Transcribe the material in full. Nothing should differ except that the pictures are left out.
━━━━━━━━
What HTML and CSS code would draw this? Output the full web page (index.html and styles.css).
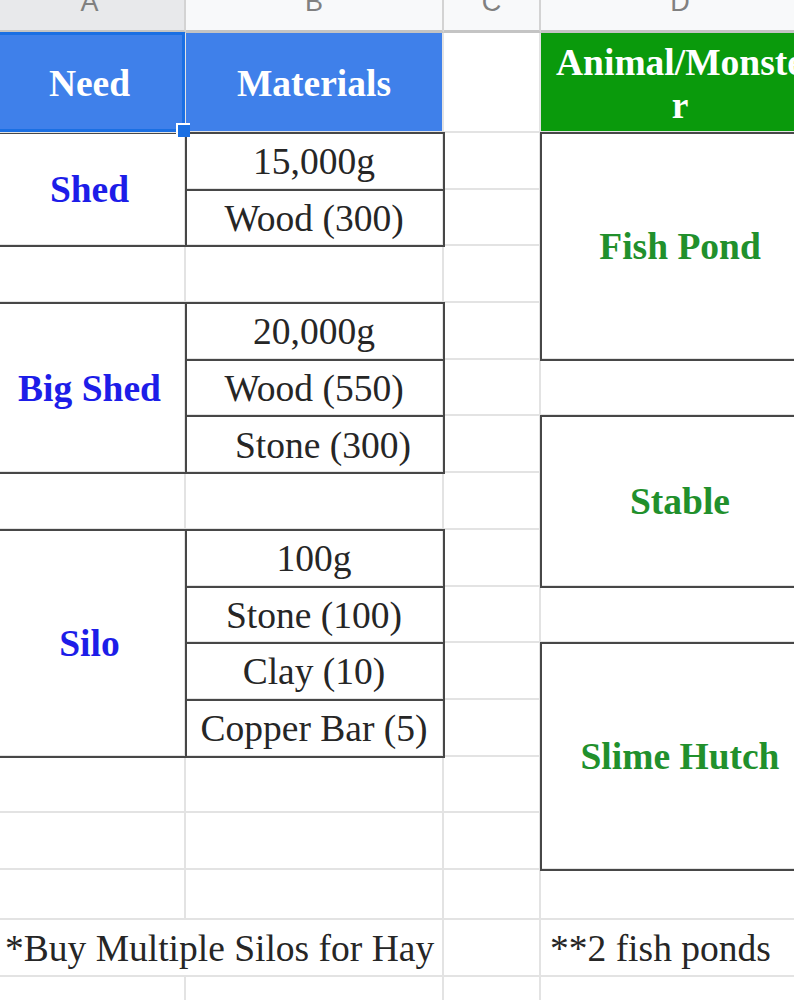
FILE: index.html
```html
<!DOCTYPE html>
<html>
<head>
<meta charset="utf-8">
<title>Sheet</title>
<link rel="stylesheet" href="styles.css">
</head>
<body>
<div class="sheet">
<table class="grid">
<colgroup><col class="ca"><col class="cb"><col class="cc"><col class="cd"></colgroup>
<tr class="colhead">
  <th class="sel"><span>A</span></th><th><span>B</span></th><th><span>C</span></th><th><span>D</span></th>
</tr>
<tr class="r1">
  <td class="hdr blue a1">Need</td>
  <td class="hdr blue">Materials</td>
  <td></td>
  <td class="hdr green wrap">Animal/Monste<br>r</td>
</tr>
<tr class="r">
  <td class="box item bt" rowspan="2">Shed</td>
  <td class="box">15,000g</td>
  <td></td>
  <td class="box item gt" rowspan="4">Fish Pond</td>
</tr>
<tr class="r"><td class="box">Wood (300)</td><td></td></tr>
<tr class="r"><td></td><td></td><td></td></tr>
<tr class="r">
  <td class="box item bt" rowspan="3">Big Shed</td>
  <td class="box">20,000g</td>
  <td></td>
</tr>
<tr class="r"><td class="box">Wood (550)</td><td></td><td></td></tr>
<tr class="r">
  <td class="box sh">Stone (300)</td><td></td>
  <td class="box item gt" rowspan="3">Stable</td>
</tr>
<tr class="r"><td></td><td></td><td></td></tr>
<tr class="r">
  <td class="box item bt" rowspan="4">Silo</td>
  <td class="box">100g</td>
  <td></td>
</tr>
<tr class="r"><td class="box">Stone (100)</td><td></td><td></td></tr>
<tr class="r">
  <td class="box">Clay (10)</td><td></td>
  <td class="box item gt" rowspan="4">Slime Hutch</td>
</tr>
<tr class="r"><td class="box">Copper Bar (5)</td><td></td></tr>
<tr class="r"><td></td><td></td><td></td></tr>
<tr class="r"><td></td><td></td><td></td></tr>
<tr class="r15"><td></td><td></td><td></td><td></td></tr>
<tr class="r">
  <td class="note na" colspan="2">*Buy Multiple Silos for Hay</td>
  <td></td>
  <td class="note nd">**2 fish ponds</td>
</tr>
<tr class="r"><td></td><td></td><td></td><td></td></tr>
</table>
</div>
</body>
</html>
```

FILE: styles.css
```css
html, body {
  margin: 0;
  padding: 0;
  background: #ffffff;
}
body {
  width: 794px;
  height: 1000px;
  overflow: hidden;
  font-family: "Liberation Serif", "Times New Roman", serif;
}
.sheet {
  margin-left: -5px;
}
.grid {
  border-collapse: separate;
  border-spacing: 0;
  table-layout: fixed;
  width: 826px;
}
.ca { width: 191px; }
.cb { width: 258px; }
.cc { width: 97px; }
.cd { width: 280px; }

.colhead { height: 33px; }
.colhead th {
  padding: 0;
  height: 33px;
  box-sizing: border-box;
  background: #f8f9fa;
  border-right: 2px solid #d3d3d3;
  border-bottom: 3px solid #c4c4c4;
  font-family: "Liberation Sans", Arial, sans-serif;
  font-weight: normal;
  font-size: 27px;
  color: #808080;
  vertical-align: top;
  text-align: center;
  overflow: hidden;
}
.colhead th.sel { background: #e8e9eb; }
.colhead th span {
  display: block;
  line-height: 27px;
  margin-top: -11px;
}

td {
  padding: 3px 8px 0 8px;
  border-right: 2px solid #e3e3e3;
  border-bottom: 2px solid #e3e3e3;
  font-size: 37.5px;
  line-height: 1;
  color: #262626;
  text-align: center;
  vertical-align: middle;
  white-space: nowrap;
  overflow: hidden;
}
.r1 { height: 100px; }
.r { height: 56.7px; }
.r15 { height: 50px; }

.hdr {
  color: #ffffff;
  font-weight: bold;
}
.blue { background: #3f80ea; }
.green { background: #0a9a0c; }
.wrap {
  white-space: normal;
  line-height: 43px;
}

.box {
  outline: 2px solid #474747;
  outline-offset: -1px;
}
.item { font-weight: bold; }
.bt { color: #1d1de8; }
.gt { color: #21902c; }
.sh { padding-left: 26px; }

.note { text-align: left; }
.na { padding-left: 10px; }
.nd { padding-left: 9px; }

.a1 {
  position: relative;
  overflow: visible;
}
.a1::before {
  content: "";
  position: absolute;
  left: 0;
  top: -1px;
  right: -1px;
  bottom: -1px;
  border: 3px solid #1a6fe3;
  z-index: 2;
}
.a1::after {
  content: "";
  position: absolute;
  right: -6px;
  bottom: -6px;
  width: 12px;
  height: 12px;
  background: #1a6fe3;
  border-top: 2px solid #ffffff;
  border-left: 2px solid #ffffff;
  z-index: 3;
}
```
━━━━━━━━
Result of the exercise =
What HTML and CSS code would draw this? Output the full web page (index.html and styles.css).
FILE: index.html
```html
<!DOCTYPE html>
<html>
<head>
<meta charset="utf-8">
<title>Sheet</title>
<link rel="stylesheet" href="styles.css">
</head>
<body>
<div class="sheet">
<table class="grid">
<colgroup><col class="ca"><col class="cb"><col class="cc"><col class="cd"></colgroup>
<tr class="colhead">
  <th class="sel"><span>A</span></th><th><span>B</span></th><th><span>C</span></th><th><span>D</span></th>
</tr>
<tr class="r1">
  <td class="hdr blue a1">Need</td>
  <td class="hdr blue">Materials</td>
  <td></td>
  <td class="hdr green wrap">Animal/Monste<br>r</td>
</tr>
<tr class="r">
  <td class="box item bt" rowspan="2">Shed</td>
  <td class="box">15,000g</td>
  <td></td>
  <td class="box item gt" rowspan="4">Fish Pond</td>
</tr>
<tr class="r"><td class="box">Wood (300)</td><td></td></tr>
<tr class="r"><td></td><td></td><td></td></tr>
<tr class="r">
  <td class="box item bt" rowspan="3">Big Shed</td>
  <td class="box">20,000g</td>
  <td></td>
</tr>
<tr class="r"><td class="box">Wood (550)</td><td></td><td></td></tr>
<tr class="r">
  <td class="box sh">Stone (300)</td><td></td>
  <td class="box item gt" rowspan="3">Stable</td>
</tr>
<tr class="r"><td></td><td></td><td></td></tr>
<tr class="r">
  <td class="box item bt" rowspan="4">Silo</td>
  <td class="box">100g</td>
  <td></td>
</tr>
<tr class="r"><td class="box">Stone (100)</td><td></td><td></td></tr>
<tr class="r">
  <td class="box">Clay (10)</td><td></td>
  <td class="box item gt" rowspan="4">Slime Hutch</td>
</tr>
<tr class="r"><td class="box">Copper Bar (5)</td><td></td></tr>
<tr class="r"><td></td><td></td><td></td></tr>
<tr class="r"><td></td><td></td><td></td></tr>
<tr class="r15"><td></td><td></td><td></td><td></td></tr>
<tr class="r">
  <td class="note na" colspan="2">*Buy Multiple Silos for Hay</td>
  <td></td>
  <td class="note nd">**2 fish ponds</td>
</tr>
<tr class="r"><td></td><td></td><td></td><td></td></tr>
</table>
</div>
</body>
</html>
```

FILE: styles.css
```css
html, body {
  margin: 0;
  padding: 0;
  background: #ffffff;
}
body {
  width: 794px;
  height: 1000px;
  overflow: hidden;
  font-family: "Liberation Serif", "Times New Roman", serif;
}
.sheet {
  margin-left: -5px;
}
.grid {
  border-collapse: separate;
  border-spacing: 0;
  table-layout: fixed;
  width: 826px;
}
.ca { width: 191px; }
.cb { width: 258px; }
.cc { width: 97px; }
.cd { width: 280px; }

.colhead { height: 33px; }
.colhead th {
  padding: 0;
  height: 33px;
  box-sizing: border-box;
  background: #f8f9fa;
  border-right: 2px solid #d3d3d3;
  border-bottom: 3px solid #c4c4c4;
  font-family: "Liberation Sans", Arial, sans-serif;
  font-weight: normal;
  font-size: 27px;
  color: #808080;
  vertical-align: top;
  text-align: center;
  overflow: hidden;
}
.colhead th.sel { background: #e8e9eb; }
.colhead th span {
  display: block;
  line-height: 27px;
  margin-top: -11px;
}

td {
  padding: 3px 8px 0 8px;
  border-right: 2px solid #e3e3e3;
  border-bottom: 2px solid #e3e3e3;
  font-size: 37.5px;
  line-height: 1;
  color: #262626;
  text-align: center;
  vertical-align: middle;
  white-space: nowrap;
  overflow: hidden;
}
.r1 { height: 100px; }
.r { height: 56.7px; }
.r15 { height: 50px; }

.hdr {
  color: #ffffff;
  font-weight: bold;
}
.blue { background: #3f80ea; }
.green { background: #0a9a0c; }
.wrap {
  white-space: normal;
  line-height: 43px;
}

.box {
  outline: 2px solid #474747;
  outline-offset: -1px;
}
.item { font-weight: bold; }
.bt { color: #1d1de8; }
.gt { color: #21902c; }
.sh { padding-left: 26px; }

.note { text-align: left; }
.na { padding-left: 10px; }
.nd { padding-left: 9px; }

.a1 {
  position: relative;
  overflow: visible;
}
.a1::before {
  content: "";
  position: absolute;
  left: 0;
  top: -1px;
  right: -1px;
  bottom: -1px;
  border: 3px solid #1a6fe3;
  z-index: 2;
}
.a1::after {
  content: "";
  position: absolute;
  right: -6px;
  bottom: -6px;
  width: 12px;
  height: 12px;
  background: #1a6fe3;
  border-top: 2px solid #ffffff;
  border-left: 2px solid #ffffff;
  z-index: 3;
}
```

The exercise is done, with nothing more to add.